La demande profonde du pays est tout au contraire une demande d’apaisement, d’harmonie, de refus de la sauvagerie, de retenue

La parenthèse enchantée du pompidolisme nous renseigne également sur le rapport des Français à leurs leaders politiques. Le désenchantement actuel n’est pas seulement dû à la montée de la défiance et à la crise du résultat. L’idée profonde, tenace et délétère qui habite les Français est que les responsables politiques actuels n’ont plus de hauteur, de vision, que la lutte qui les oppose est une lutte d’ambitieux davantage préoccupés par eux-mêmes que par l’intérêt du pays et qu’une fois arrivés au pouvoir, ils gouvernent au tableau Excel et – horreur suprême – aux sondages ! Il y a de nombreuses raisons à cela mais c’est la figure de De Gaulle et celle de Pompidou qui nourrissent ce sentiment.

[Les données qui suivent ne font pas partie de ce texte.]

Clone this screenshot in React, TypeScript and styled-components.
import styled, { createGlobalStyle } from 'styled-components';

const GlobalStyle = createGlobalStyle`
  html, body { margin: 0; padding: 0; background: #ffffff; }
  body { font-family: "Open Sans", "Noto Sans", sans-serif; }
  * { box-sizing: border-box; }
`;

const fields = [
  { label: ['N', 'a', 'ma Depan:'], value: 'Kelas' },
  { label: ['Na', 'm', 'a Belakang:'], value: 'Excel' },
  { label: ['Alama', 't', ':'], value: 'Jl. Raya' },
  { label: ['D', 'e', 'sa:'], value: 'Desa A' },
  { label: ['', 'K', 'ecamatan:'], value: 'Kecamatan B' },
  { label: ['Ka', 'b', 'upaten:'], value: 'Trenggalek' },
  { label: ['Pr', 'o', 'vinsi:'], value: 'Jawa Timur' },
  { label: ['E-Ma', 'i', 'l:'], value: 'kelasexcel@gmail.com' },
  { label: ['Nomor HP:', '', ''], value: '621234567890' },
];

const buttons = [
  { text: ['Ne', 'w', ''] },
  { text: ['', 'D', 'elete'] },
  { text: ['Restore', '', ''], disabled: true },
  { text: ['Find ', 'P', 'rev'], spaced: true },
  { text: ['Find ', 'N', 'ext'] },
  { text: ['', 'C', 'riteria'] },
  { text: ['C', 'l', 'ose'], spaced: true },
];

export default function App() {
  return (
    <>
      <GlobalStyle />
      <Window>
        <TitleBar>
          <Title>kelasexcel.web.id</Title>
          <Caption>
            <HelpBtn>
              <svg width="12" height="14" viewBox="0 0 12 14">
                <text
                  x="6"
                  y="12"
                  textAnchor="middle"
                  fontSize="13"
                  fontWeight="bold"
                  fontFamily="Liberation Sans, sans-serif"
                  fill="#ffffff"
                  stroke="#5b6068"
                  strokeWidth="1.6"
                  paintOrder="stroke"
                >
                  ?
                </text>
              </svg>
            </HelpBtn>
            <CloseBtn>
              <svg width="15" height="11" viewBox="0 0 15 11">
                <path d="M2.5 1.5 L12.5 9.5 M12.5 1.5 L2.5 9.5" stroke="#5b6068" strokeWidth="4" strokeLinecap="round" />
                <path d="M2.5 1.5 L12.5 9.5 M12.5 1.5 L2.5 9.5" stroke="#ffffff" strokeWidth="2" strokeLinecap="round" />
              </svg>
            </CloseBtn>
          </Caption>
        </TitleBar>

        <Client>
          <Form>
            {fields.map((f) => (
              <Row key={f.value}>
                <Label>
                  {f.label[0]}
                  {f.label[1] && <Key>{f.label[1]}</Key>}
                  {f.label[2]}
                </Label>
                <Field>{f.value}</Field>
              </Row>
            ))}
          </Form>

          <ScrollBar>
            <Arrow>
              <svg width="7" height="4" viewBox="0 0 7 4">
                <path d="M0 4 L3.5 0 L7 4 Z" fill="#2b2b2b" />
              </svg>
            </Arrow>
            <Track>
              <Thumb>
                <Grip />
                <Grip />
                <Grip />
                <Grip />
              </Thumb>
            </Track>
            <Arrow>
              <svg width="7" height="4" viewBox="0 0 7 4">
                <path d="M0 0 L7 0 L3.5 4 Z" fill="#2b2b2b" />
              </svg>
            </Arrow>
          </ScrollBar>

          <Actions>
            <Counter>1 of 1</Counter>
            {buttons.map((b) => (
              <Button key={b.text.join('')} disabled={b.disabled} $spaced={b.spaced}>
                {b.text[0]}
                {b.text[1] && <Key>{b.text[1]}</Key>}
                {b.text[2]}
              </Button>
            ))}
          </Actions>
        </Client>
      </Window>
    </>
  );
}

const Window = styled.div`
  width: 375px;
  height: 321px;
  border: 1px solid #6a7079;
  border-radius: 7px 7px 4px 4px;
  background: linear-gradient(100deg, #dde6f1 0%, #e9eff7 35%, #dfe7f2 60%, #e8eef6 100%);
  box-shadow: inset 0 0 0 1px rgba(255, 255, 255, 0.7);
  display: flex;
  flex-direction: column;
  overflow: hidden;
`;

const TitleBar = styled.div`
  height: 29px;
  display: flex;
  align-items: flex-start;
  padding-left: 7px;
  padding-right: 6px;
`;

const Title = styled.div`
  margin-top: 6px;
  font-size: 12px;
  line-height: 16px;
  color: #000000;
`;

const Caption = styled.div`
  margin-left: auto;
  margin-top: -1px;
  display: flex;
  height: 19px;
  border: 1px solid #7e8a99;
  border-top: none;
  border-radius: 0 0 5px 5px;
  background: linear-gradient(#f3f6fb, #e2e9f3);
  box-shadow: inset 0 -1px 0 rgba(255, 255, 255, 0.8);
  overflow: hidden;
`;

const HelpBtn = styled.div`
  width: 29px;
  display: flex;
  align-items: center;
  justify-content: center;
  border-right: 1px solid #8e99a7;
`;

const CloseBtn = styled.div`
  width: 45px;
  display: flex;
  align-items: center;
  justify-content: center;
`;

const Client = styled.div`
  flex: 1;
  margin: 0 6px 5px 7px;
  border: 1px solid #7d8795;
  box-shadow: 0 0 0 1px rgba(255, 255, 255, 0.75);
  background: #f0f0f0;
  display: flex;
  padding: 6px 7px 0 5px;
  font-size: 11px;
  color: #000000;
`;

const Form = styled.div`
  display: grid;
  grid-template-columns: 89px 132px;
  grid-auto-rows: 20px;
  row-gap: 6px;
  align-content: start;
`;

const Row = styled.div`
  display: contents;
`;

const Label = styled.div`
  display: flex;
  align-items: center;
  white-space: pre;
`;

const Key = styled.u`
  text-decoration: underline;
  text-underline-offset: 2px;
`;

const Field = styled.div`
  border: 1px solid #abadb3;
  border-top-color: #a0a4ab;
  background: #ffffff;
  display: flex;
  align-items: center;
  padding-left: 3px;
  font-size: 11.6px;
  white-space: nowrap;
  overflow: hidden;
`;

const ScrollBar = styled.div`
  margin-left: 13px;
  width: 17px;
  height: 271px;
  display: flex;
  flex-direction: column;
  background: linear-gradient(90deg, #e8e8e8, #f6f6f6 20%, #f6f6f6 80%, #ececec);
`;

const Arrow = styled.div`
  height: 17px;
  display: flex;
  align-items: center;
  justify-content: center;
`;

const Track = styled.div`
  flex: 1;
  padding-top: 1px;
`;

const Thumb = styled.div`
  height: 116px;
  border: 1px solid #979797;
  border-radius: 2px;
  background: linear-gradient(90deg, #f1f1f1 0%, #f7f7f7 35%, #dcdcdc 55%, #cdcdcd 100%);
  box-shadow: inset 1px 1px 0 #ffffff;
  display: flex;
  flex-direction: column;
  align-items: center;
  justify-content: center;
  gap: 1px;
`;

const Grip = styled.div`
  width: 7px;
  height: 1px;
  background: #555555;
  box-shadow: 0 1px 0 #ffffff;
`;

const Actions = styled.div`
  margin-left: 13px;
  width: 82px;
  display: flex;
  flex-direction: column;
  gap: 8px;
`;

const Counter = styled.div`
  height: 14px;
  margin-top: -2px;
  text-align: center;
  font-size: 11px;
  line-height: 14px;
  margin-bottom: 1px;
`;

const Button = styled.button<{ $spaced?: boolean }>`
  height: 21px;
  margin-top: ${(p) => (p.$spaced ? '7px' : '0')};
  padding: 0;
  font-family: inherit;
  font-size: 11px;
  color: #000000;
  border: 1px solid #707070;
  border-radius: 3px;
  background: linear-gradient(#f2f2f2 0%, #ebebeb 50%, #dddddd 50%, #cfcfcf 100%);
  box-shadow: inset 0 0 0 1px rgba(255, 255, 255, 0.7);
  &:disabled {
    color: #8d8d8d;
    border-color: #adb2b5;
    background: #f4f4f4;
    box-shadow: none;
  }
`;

Cette parenthèse nous éclaire aussi sur les aspirations profondes du pays. Contrairement à ce que certains affirment, il n’y a pas aujourd’hui en France un phénomène de décivilisation, c’est même tout le contraire. Il y a, à l’évidence, des situations d’extrême violence. Mais justement, elles horrifient 90 % de la population française, qui jugent massivement que nous vivons dans une société violente, que cette violence augmente et qui le déplorent. Les mots ont donc un sens, et nous ne sommes pas du tout face à un phénomène inverse au « processus de civilisation » décrit par Norbert Elias. La demande profonde du pays est tout au contraire une demande d’apaisement, d’harmonie, de refus de la sauvagerie, de retenue, y compris dans les rapports entre hommes et femmes. Une demande également de beauté face à l’enlaidissement du monde et à sa bétonisation.

Ce dont, finalement, les Français ont profondément besoin, c’est probablement de cesser de regarder dans le rétroviseur, de se détacher de la France de Pompidou et de regarder le monde tel qu’il est aujourd’hui.